Quote every line below exactly and skip any picture.

> **INFORMATION SHOWN**
---*---

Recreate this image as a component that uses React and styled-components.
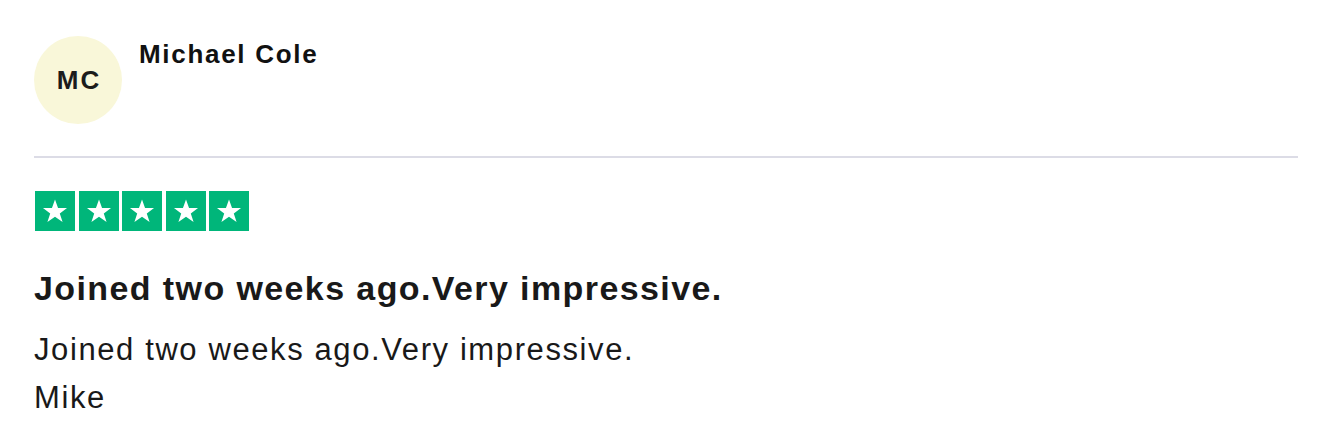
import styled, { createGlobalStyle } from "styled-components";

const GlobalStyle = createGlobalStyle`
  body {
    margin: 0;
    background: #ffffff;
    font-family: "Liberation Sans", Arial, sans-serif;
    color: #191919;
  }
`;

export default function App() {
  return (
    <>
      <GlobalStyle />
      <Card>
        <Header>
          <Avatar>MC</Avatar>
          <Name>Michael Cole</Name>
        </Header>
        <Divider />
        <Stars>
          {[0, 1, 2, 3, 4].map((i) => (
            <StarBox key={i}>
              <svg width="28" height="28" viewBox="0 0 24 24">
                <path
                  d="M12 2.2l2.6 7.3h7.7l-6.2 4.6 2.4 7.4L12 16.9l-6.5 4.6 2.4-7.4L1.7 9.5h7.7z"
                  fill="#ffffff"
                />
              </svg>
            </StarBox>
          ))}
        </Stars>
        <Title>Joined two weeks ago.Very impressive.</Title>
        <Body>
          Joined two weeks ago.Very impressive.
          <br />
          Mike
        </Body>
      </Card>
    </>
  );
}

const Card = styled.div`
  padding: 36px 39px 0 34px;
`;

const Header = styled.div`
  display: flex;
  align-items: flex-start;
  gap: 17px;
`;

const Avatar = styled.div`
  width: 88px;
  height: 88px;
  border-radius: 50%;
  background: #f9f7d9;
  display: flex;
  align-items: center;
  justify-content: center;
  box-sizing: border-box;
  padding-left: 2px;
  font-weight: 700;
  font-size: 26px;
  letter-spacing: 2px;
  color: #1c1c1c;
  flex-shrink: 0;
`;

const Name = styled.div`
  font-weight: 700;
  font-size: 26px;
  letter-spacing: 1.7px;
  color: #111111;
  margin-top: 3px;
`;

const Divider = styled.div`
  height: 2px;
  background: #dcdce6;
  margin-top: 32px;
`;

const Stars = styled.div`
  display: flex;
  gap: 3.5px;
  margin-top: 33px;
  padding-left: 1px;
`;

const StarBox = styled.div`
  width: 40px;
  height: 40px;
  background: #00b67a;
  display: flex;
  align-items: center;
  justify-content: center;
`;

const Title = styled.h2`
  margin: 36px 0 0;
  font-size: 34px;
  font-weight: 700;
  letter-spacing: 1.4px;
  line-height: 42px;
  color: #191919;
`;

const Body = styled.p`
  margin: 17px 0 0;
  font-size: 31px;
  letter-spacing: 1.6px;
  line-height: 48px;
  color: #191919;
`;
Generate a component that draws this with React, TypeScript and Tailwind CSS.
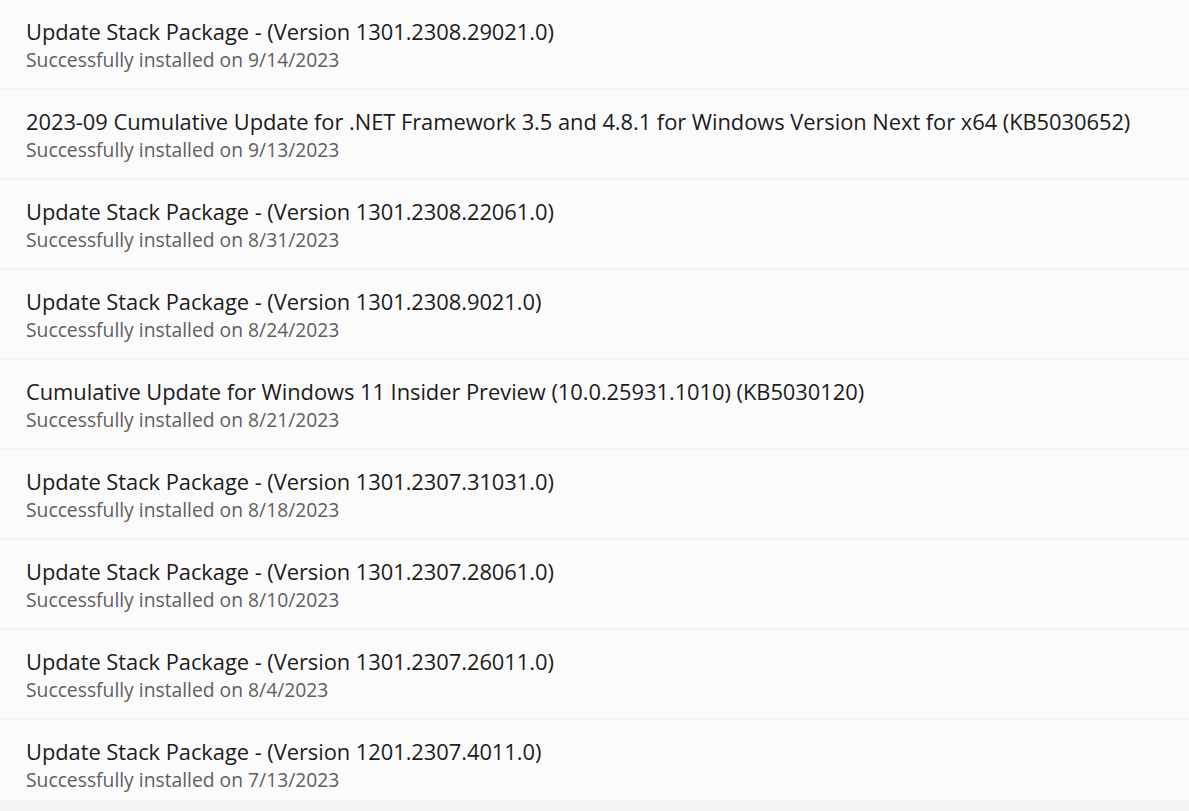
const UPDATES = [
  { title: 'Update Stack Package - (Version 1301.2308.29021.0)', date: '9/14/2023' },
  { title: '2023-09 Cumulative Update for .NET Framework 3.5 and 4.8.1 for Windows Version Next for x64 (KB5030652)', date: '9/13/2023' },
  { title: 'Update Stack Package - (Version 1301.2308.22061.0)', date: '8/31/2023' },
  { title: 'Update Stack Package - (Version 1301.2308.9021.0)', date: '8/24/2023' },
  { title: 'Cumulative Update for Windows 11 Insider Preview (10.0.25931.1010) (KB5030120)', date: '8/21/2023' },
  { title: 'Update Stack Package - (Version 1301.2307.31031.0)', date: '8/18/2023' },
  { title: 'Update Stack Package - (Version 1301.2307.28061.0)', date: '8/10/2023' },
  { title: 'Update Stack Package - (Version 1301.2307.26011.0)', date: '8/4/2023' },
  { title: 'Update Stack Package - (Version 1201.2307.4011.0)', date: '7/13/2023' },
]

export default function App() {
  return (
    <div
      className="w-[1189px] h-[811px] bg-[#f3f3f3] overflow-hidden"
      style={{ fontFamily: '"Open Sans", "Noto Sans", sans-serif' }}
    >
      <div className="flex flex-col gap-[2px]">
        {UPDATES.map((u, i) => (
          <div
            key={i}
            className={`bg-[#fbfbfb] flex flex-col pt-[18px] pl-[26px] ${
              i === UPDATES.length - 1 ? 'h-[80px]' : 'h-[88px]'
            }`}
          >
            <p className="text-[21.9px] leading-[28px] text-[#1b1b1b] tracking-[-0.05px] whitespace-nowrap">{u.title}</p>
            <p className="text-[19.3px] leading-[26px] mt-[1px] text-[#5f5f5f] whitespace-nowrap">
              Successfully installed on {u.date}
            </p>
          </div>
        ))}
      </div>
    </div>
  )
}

---*---

> **TASK RESPONSE**
Recreate this image as a component that uses React and styled-components.
import styled, { createGlobalStyle } from "styled-components";

const GlobalStyle = createGlobalStyle`
  body {
    margin: 0;
    background: #ffffff;
    font-family: "Liberation Sans", Arial, sans-serif;
    color: #191919;
  }
`;

export default function App() {
  return (
    <>
      <GlobalStyle />
      <Card>
        <Header>
          <Avatar>MC</Avatar>
          <Name>Michael Cole</Name>
        </Header>
        <Divider />
        <Stars>
          {[0, 1, 2, 3, 4].map((i) => (
            <StarBox key={i}>
              <svg width="28" height="28" viewBox="0 0 24 24">
                <path
                  d="M12 2.2l2.6 7.3h7.7l-6.2 4.6 2.4 7.4L12 16.9l-6.5 4.6 2.4-7.4L1.7 9.5h7.7z"
                  fill="#ffffff"
                />
              </svg>
            </StarBox>
          ))}
        </Stars>
        <Title>Joined two weeks ago.Very impressive.</Title>
        <Body>
          Joined two weeks ago.Very impressive.
          <br />
          Mike
        </Body>
      </Card>
    </>
  );
}

const Card = styled.div`
  padding: 36px 39px 0 34px;
`;

const Header = styled.div`
  display: flex;
  align-items: flex-start;
  gap: 17px;
`;

const Avatar = styled.div`
  width: 88px;
  height: 88px;
  border-radius: 50%;
  background: #f9f7d9;
  display: flex;
  align-items: center;
  justify-content: center;
  box-sizing: border-box;
  padding-left: 2px;
  font-weight: 700;
  font-size: 26px;
  letter-spacing: 2px;
  color: #1c1c1c;
  flex-shrink: 0;
`;

const Name = styled.div`
  font-weight: 700;
  font-size: 26px;
  letter-spacing: 1.7px;
  color: #111111;
  margin-top: 3px;
`;

const Divider = styled.div`
  height: 2px;
  background: #dcdce6;
  margin-top: 32px;
`;

const Stars = styled.div`
  display: flex;
  gap: 3.5px;
  margin-top: 33px;
  padding-left: 1px;
`;

const StarBox = styled.div`
  width: 40px;
  height: 40px;
  background: #00b67a;
  display: flex;
  align-items: center;
  justify-content: center;
`;

const Title = styled.h2`
  margin: 36px 0 0;
  font-size: 34px;
  font-weight: 700;
  letter-spacing: 1.4px;
  line-height: 42px;
  color: #191919;
`;

const Body = styled.p`
  margin: 17px 0 0;
  font-size: 31px;
  letter-spacing: 1.6px;
  line-height: 48px;
  color: #191919;
`;
Generate a component that draws this with React, TypeScript and Tailwind CSS.
const UPDATES = [
  { title: 'Update Stack Package - (Version 1301.2308.29021.0)', date: '9/14/2023' },
  { title: '2023-09 Cumulative Update for .NET Framework 3.5 and 4.8.1 for Windows Version Next for x64 (KB5030652)', date: '9/13/2023' },
  { title: 'Update Stack Package - (Version 1301.2308.22061.0)', date: '8/31/2023' },
  { title: 'Update Stack Package - (Version 1301.2308.9021.0)', date: '8/24/2023' },
  { title: 'Cumulative Update for Windows 11 Insider Preview (10.0.25931.1010) (KB5030120)', date: '8/21/2023' },
  { title: 'Update Stack Package - (Version 1301.2307.31031.0)', date: '8/18/2023' },
  { title: 'Update Stack Package - (Version 1301.2307.28061.0)', date: '8/10/2023' },
  { title: 'Update Stack Package - (Version 1301.2307.26011.0)', date: '8/4/2023' },
  { title: 'Update Stack Package - (Version 1201.2307.4011.0)', date: '7/13/2023' },
]

export default function App() {
  return (
    <div
      className="w-[1189px] h-[811px] bg-[#f3f3f3] overflow-hidden"
      style={{ fontFamily: '"Open Sans", "Noto Sans", sans-serif' }}
    >
      <div className="flex flex-col gap-[2px]">
        {UPDATES.map((u, i) => (
          <div
            key={i}
            className={`bg-[#fbfbfb] flex flex-col pt-[18px] pl-[26px] ${
              i === UPDATES.length - 1 ? 'h-[80px]' : 'h-[88px]'
            }`}
          >
            <p className="text-[21.9px] leading-[28px] text-[#1b1b1b] tracking-[-0.05px] whitespace-nowrap">{u.title}</p>
            <p className="text-[19.3px] leading-[26px] mt-[1px] text-[#5f5f5f] whitespace-nowrap">
              Successfully installed on {u.date}
            </p>
          </div>
        ))}
      </div>
    </div>
  )
}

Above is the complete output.